12 Feb 2005

More GLC scams by Sinktel/Starhub

Mellanie Hewlitt
12 Feb 2005


Singapore Review

More GLC atrocities revealed. Both Singtel and Starhub remain government owned and government controlled entities. If there is any competition it is purely an illusion.

It is a fact that the technology for high-speed bandwidth has been around for decades. So the nice people at Starhub did not wake-up one morning and suddenly discover a way to increase bandwidth to 6.5mbps using existing connections. Both GLCs already had this capability decades back.

Instead of allowing consumers to have the full benefits of true high speed internet connectivity, both GLCs incurred added costs to place a tap on the connection to physically restrict bandwidth availability to consumers. The whole idea was to milk the end user. This collusion between both GLCs was worth the effort and costs as they could create segments in the market and basically sell the same product for a much higher price (at the expense of the end user of cause).

The crucial point here is that in a market where there are bona fide independently owned and runned [sic] Internet Service Providers competing with each other, this kind of collusion and exploitation would never have occured. It is only in the incestous world of Singapore's GLCs that scams like this can be co-ordinated between two government owned and controlled Internet Service Providers. To find out more about the incestous world of Singapore's GLCs see:
http://groups.yahoo.com/group/Sg_Review/message/1458

But the deception does not end there. What the Govt GLCs do not tell you is that you will only get the full benefits of increased bandwidth (of a 6.5 mbps line) if you are downloading data from another 6.5mbps user. Given the dismal content of local websites (which are subject to stringent local internet controls) over 90% of Singapore surfers rely heavily on overseas websites. And the majority of these overseas websites and servers do not have 6.5mbps bandwidth.

So if you are downloading a file from an overseas source that is using a 1.5mbps bandwidth, it does not matter if your own bandwidth is 6.5mbps as your download speed is restricted to the bandwidth of the source from which you are downloading your data.

Is it morally and ethically right for cash rich Government Linked Companies like Singtel and Starhub to exploit the customer in this fashion?
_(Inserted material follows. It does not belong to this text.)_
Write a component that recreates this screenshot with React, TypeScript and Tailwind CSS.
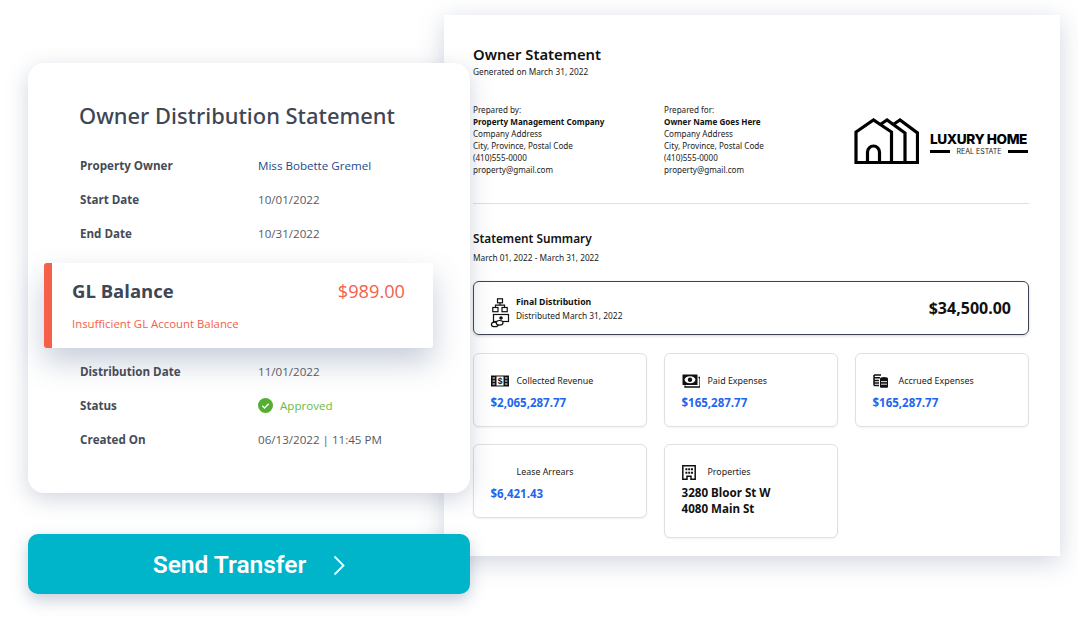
import { FC, ReactNode } from 'react';

const summaryFont = "font-['Noto_Sans',sans-serif]";

const CashIcon: FC = () => (
  <svg width="18" height="12" viewBox="0 0 18 12" className="block">
    <rect x="0" y="0.5" width="18" height="11" fill="#111" />
    <rect x="5.5" y="1.5" width="7" height="9" fill="#fff" />
    <path d="M1.5 3h2.5M1.5 6h2.5M1.5 9h2.5M14 3h2.5M14 6h2.5M14 9h2.5" stroke="#fff" strokeWidth="1" />
    <text x="9" y="9.3" textAnchor="middle" fontSize="8.5" fontWeight="700" fill="#111" fontFamily="'Liberation Sans', sans-serif">$</text>
  </svg>
);

const BillsIcon: FC = () => (
  <svg width="18" height="14" viewBox="0 0 18 14" className="block">
    <path d="M3 11.5V13h15V3.5h-1.5" fill="none" stroke="#111" strokeWidth="1.3" />
    <rect x="0.5" y="0.5" width="15" height="10.5" rx="0.5" fill="#111" />
    <ellipse cx="8" cy="5.8" rx="5.4" ry="3.5" fill="#fff" />
    <circle cx="8" cy="5.8" r="2.2" fill="#111" />
  </svg>
);

const CoinsIcon: FC = () => (
  <svg width="16" height="16" viewBox="0 0 16 16" className="block">
    <path d="M1 2h7M1 4.7h6M1 7.4h5M1 10h5M1 12.6h5M1 2v10.6" fill="none" stroke="#111" strokeWidth="1.5" />
    <ellipse cx="11" cy="5.7" rx="4" ry="1.6" fill="#111" />
    <rect x="7" y="5.7" width="8" height="9" rx="1" fill="#111" />
    <path d="M8 8.6h6M8 11.2h6" stroke="#fff" strokeWidth="0.9" />
  </svg>
);

const BuildingIcon: FC = () => (
  <svg width="14" height="15" viewBox="0 0 14 15" className="block">
    <path d="M.8.8h12.4v13.4H9v-3H5v3H.8z" fill="none" stroke="#111" strokeWidth="1.5" />
    <path d="M3.4 3.2h2v2h-2zM6.2 3.2h2v2h-2zM9 3.2h2v2H9zM3.4 6.8h2v2h-2zM6.2 6.8h2v2h-2zM9 6.8h2v2H9z" fill="#111" />
  </svg>
);

const DistributionIcon: FC = () => (
  <svg width="20" height="30" viewBox="0 0 20 30" className="block">
    <g fill="none" stroke="#111" strokeWidth="1.2">
      <rect x="7.5" y="0.8" width="5" height="4" />
      <path d="M10 4.8v2.4M5.5 9.5V7.2h9v2.3" />
      <rect x="2.8" y="9.5" width="5.2" height="4.2" />
      <rect x="12" y="9.5" width="5.2" height="4.2" />
      <rect x="3.5" y="16.5" width="15" height="7" />
      <ellipse cx="4.8" cy="26.4" rx="3.4" ry="2.3" fill="#fff" />
      <ellipse cx="9.6" cy="24.8" rx="3.4" ry="2.3" fill="#fff" />
    </g>
    <circle cx="11" cy="20" r="1.8" fill="#111" />
  </svg>
);

const HouseLogo: FC = () => (
  <svg width="65" height="47" viewBox="0 0 65 47" className="block">
    <g fill="none" stroke="#000" strokeWidth="3.2" strokeLinejoin="miter">
      <path d="M2 44.5V14L19.5 2 37.5 14v30.5H2z" />
      <path d="M13.5 44.5V34a6 6 0 0 1 12 0v10.5" />
      <path d="M27 6l6-4 18 13v29.5" />
      <path d="M40 6l6-4 17.5 13v29.5H37.5" />
    </g>
  </svg>
);

const InfoRow: FC<{ label: string; children: ReactNode }> = ({ label, children }) => (
  <div className="flex h-[34px] items-center text-[11.6px]">
    <span className="w-[178px] font-bold text-[#454b57]">{label}</span>
    <span className="text-[#555b66]">{children}</span>
  </div>
);

const StatCard: FC<{ icon?: ReactNode; label: string; className?: string; children: ReactNode }> = ({ icon, label, className, children }) => (
  <div className={`rounded-md border border-[#e0e0e0] bg-white pt-[19px] pr-2 pl-[16.5px] shadow-[0_1px_2px_rgba(0,0,0,0.05)] ${className ?? 'h-[74px]'}`}>
    <div className="flex h-4 items-center">
      <span className="w-[26px]">{icon}</span>
      <span className="text-[8.9px] text-[#222]">{label}</span>
    </div>
    {children}
  </div>
);

const Amount: FC<{ value: string }> = ({ value }) => (
  <p className="mt-[4px] text-[11.5px] leading-[20px] font-bold text-[#1f66ee]">{value}</p>
);

const ContactBlock: FC<{ heading: string; name: string; className?: string }> = ({ heading, name, className }) => (
  <div className={`text-[8.1px] leading-[12px] text-[#222] ${className ?? ''}`}>
    <p>{heading}</p>
    <p className="font-bold text-[#111]">{name}</p>
    <p>Company Address</p>
    <p>City, Province, Postal Code</p>
    <p>(410)555-0000</p>
    <p>property@gmail.com</p>
  </div>
);

const App: FC = () => {
  return (
    <div className="relative h-[617px] w-[1078px] overflow-hidden bg-white font-['Open_Sans',sans-serif]">
      {/* Statement sheet behind the cards */}
      <div className={`absolute top-[15px] left-[444px] h-[541px] w-[616px] bg-white pt-[30px] pr-[31px] pl-[29px] shadow-[0_6px_24px_rgba(90,105,140,0.28)] ${summaryFont}`}>
        <h2 className="text-[14.8px] leading-[18px] font-semibold text-[#111]">Owner Statement</h2>
        <p className="mt-[2px] text-[8.3px] leading-[14px] text-[#222]">Generated on March 31, 2022</p>

        <div className="mt-[25px] flex items-start border-b border-[#dcdfe3] pb-[27px]">
          <ContactBlock heading="Prepared by:" name="Property Management Company" className="w-[191px]" />
          <ContactBlock heading="Prepared for:" name="Owner Name Goes Here" className="w-[190px]" />
          <div className="mt-[14px] flex items-center gap-[11px]">
            <HouseLogo />
            <div className="mt-[5px] w-[98px] font-['Inter',sans-serif]">
              <p className="text-[13.6px] leading-[14px] font-extrabold tracking-[-0.4px] whitespace-nowrap text-black">LUXURY HOME</p>
              <div className="mt-[1px] flex items-center justify-between">
                <span className="h-[3px] w-[20px] bg-black" />
                <span className="text-[7px] leading-[9px] text-[#222]">REAL ESTATE</span>
                <span className="h-[3px] w-[20px] bg-black" />
              </div>
            </div>
          </div>
        </div>

        <h3 className="mt-[26px] text-[11.8px] leading-[16px] font-semibold text-[#111]">Statement Summary</h3>
        <p className="mt-[5px] text-[8.3px] leading-[14px] text-[#222]">March 01, 2022 - March 31, 2022</p>

        <div className="mt-[16px] flex h-[54px] items-center justify-between rounded-md border border-[#3d4352] pr-[17px] pl-[16px] shadow-[0_1px_3px_rgba(60,70,100,0.25)]">
          <div className="flex items-center gap-[6px]">
            <div className="mt-[10px]"><DistributionIcon /></div>
            <div className="pt-[2px] text-[8.4px] leading-[14px] text-[#222]">
              <p className="text-[8.7px] font-bold text-[#111]">Final Distribution</p>
              <p>Distributed March 31, 2022</p>
            </div>
          </div>
          <span className="text-base font-bold text-[#111]">$34,500.00</span>
        </div>

        <div className="mt-[18px] grid grid-cols-[174px_174px_174px] items-start gap-[17px]">
          <StatCard icon={<CashIcon />} label="Collected Revenue"><Amount value="$2,065,287.77" /></StatCard>
          <StatCard icon={<BillsIcon />} label="Paid Expenses"><Amount value="$165,287.77" /></StatCard>
          <StatCard icon={<CoinsIcon />} label="Accrued Expenses"><Amount value="$165,287.77" /></StatCard>
          <StatCard label="Lease Arrears"><Amount value="$6,421.43" /></StatCard>
          <StatCard icon={<BuildingIcon />} label="Properties" className="h-[94px]">
            <p className="mt-[5px] text-[11.6px] leading-[16px] font-bold text-[#111]">
              3280 Bloor St W
              <br />
              4080 Main St
            </p>
          </StatCard>
        </div>
      </div>

      {/* Left column */}
      <div className="relative ml-[28px] w-[442px] pt-[63px]">
        <div className="h-[430px] rounded-2xl bg-white pt-[38px] shadow-[0_6px_22px_rgba(90,105,140,0.28)]">
          <h1 className="ml-[51px] font-['Noto_Sans',sans-serif] text-[21.9px] leading-[30px] font-medium text-[#3f4654]">Owner Distribution Statement</h1>
          <div className="mt-[18px] ml-[52px]">
            <InfoRow label="Property Owner"><span className="text-[#1c4a8c]">Miss Bobette Gremel</span></InfoRow>
            <InfoRow label="Start Date">10/01/2022</InfoRow>
            <InfoRow label="End Date">10/31/2022</InfoRow>
          </div>

          <div className="mt-[12px] ml-[16px] h-[85px] w-[389px] rounded-[3px] border-l-[8px] border-[#f4604a] bg-white pt-[14px] pr-[28px] pl-[20px] shadow-[0_14px_30px_rgba(80,100,140,0.32)]">
            <div className="flex items-center justify-between">
              <span className="text-[18.5px] leading-[28px] font-bold text-[#3f4654]">GL Balance</span>
              <span className="text-[18.2px] leading-[28px] text-[#f4604a]">$989.00</span>
            </div>
            <p className="mt-[11px] text-[11.4px] leading-[16px] text-[#f4604a]">Insufficient GL Account Balance</p>
          </div>

          <div className="mt-[6.5px] ml-[52px]">
            <InfoRow label="Distribution Date">11/01/2022</InfoRow>
            <InfoRow label="Status">
              <span className="flex items-center gap-[7px] text-[#67bb46]">
                <svg width="15" height="15" viewBox="0 0 15 15">
                  <circle cx="7.5" cy="7.5" r="7.5" fill="#55ae32" />
                  <path d="M4.3 7.7l2.2 2.2 4.2-4.2" fill="none" stroke="#fff" strokeWidth="1.4" />
                </svg>
                Approved
              </span>
            </InfoRow>
            <InfoRow label="Created On">06/13/2022 | 11:45 PM</InfoRow>
          </div>
        </div>

        <button className="mt-[41px] flex h-[60px] w-full items-center justify-center gap-[27px] rounded-[10px] bg-[#00b4c9] pt-[3px] font-['Roboto',sans-serif] text-[24.5px] font-semibold text-white shadow-[0_6px_16px_rgba(70,90,130,0.3)]">
          <span>Send Transfer</span>
          <svg width="12" height="21" viewBox="0 0 12 21">
            <path d="M1.5 1.5l9 9-9 9" fill="none" stroke="#fff" strokeWidth="1.8" />
          </svg>
        </button>
      </div>
    </div>
  );
};

export default App;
Read on and find out more about the Singtel/Starhub scam.

You can view it in the context of the entire discussion by going to:
http://forums.delphiforums.com/sammyboymod/messages/?msg=65989.1

7 comments:

Anonymous said...

Interesting that this "informative" article comes out only after a very detailed report has already appeared in the state-owned Straits Times.

And this last-mile issue is not totally new to Singaporeans, for instance it's been discussed in IT class.

wandie said...

Agreed. The issue of bandwidth capping (or milking customers) is not unique to Singapore. However, attempting to bash the government with it may be.

Referring to the 'lowest common denominator' issues in internet speeds as a deception by the powers that be just stripped off any bit of credibility that the writer may have had.

Agagooga said...

This article is ridiculous

Malice said...

The article is accurate and hits the nail on the head. Fact is the GLCs are taking us for a ride.

If all pf u wanna find fault, at least focus on where the article is FACTUALLY WRONG.

wandie said...

malice, if you want to know if it's the truth, then sure, it's as true as a Micheal Moore documentary.

The article is as intentionally skewed as any 'nation education' article in the ST. You seem to believe that only GLCs are capable of taking you for a ride when Mellanie can drive just as well!

Why the author chose to interject a remark on 'local internet censorship' in a discussion about technological barriers is beyond me. It borders on trolling really. Perhaps she should write another article telling the people of [insert name of your favourite country here] that their ISPs are exploiting them by not bumping up their bandwidths to 6.5mbps too?

OldMcDonald said...

A lot of articles that appear here also appear in the Straits Times. He already said that he does not read the Straits Times.

True Flight said...

I don't actually know very much about these techie issues.

However, I would imagine that the concern arises because there would be some doubt whether the government regulator (TAS) would indeed take any effective steps to curb any unfair practices by these two GLCs.

The same kind of concern would not arise if, say, UOB, OCBC, Citibank, HSBC and Standard Chartered Bank were alleged to have come together to collude in some unfair practice designed to exploit the Singapore public.

We would be able to have some degree of confidence that the Monetary Authority of Singapore (MAS), which is the government body overseeing all financial institutions in Singapore, would step in, if necessary, to stop any such unfair practices or collusion by these non-GLC banks.

And if DBS, a GLC bank, tried on its own to exploit the Singapore public, well, at least Singaporeans have alternatives such as UOB, OCBC, Citibank, Standard Chartered, Maybank etc.

On the other hand, if the entire market for a particular service (eg Internet Service Provision) is cornered by government-linked companies (eg Singtel and Starhub), then there may be some doubt whether the relevant government authority (eg Telecom Authority of Singapore) would indeed take active steps against the GLCs. After all, if TAS did, and Singtel & Starhub were both prevented from milking the public, then the government's own profits would be hurt, wouldn't they.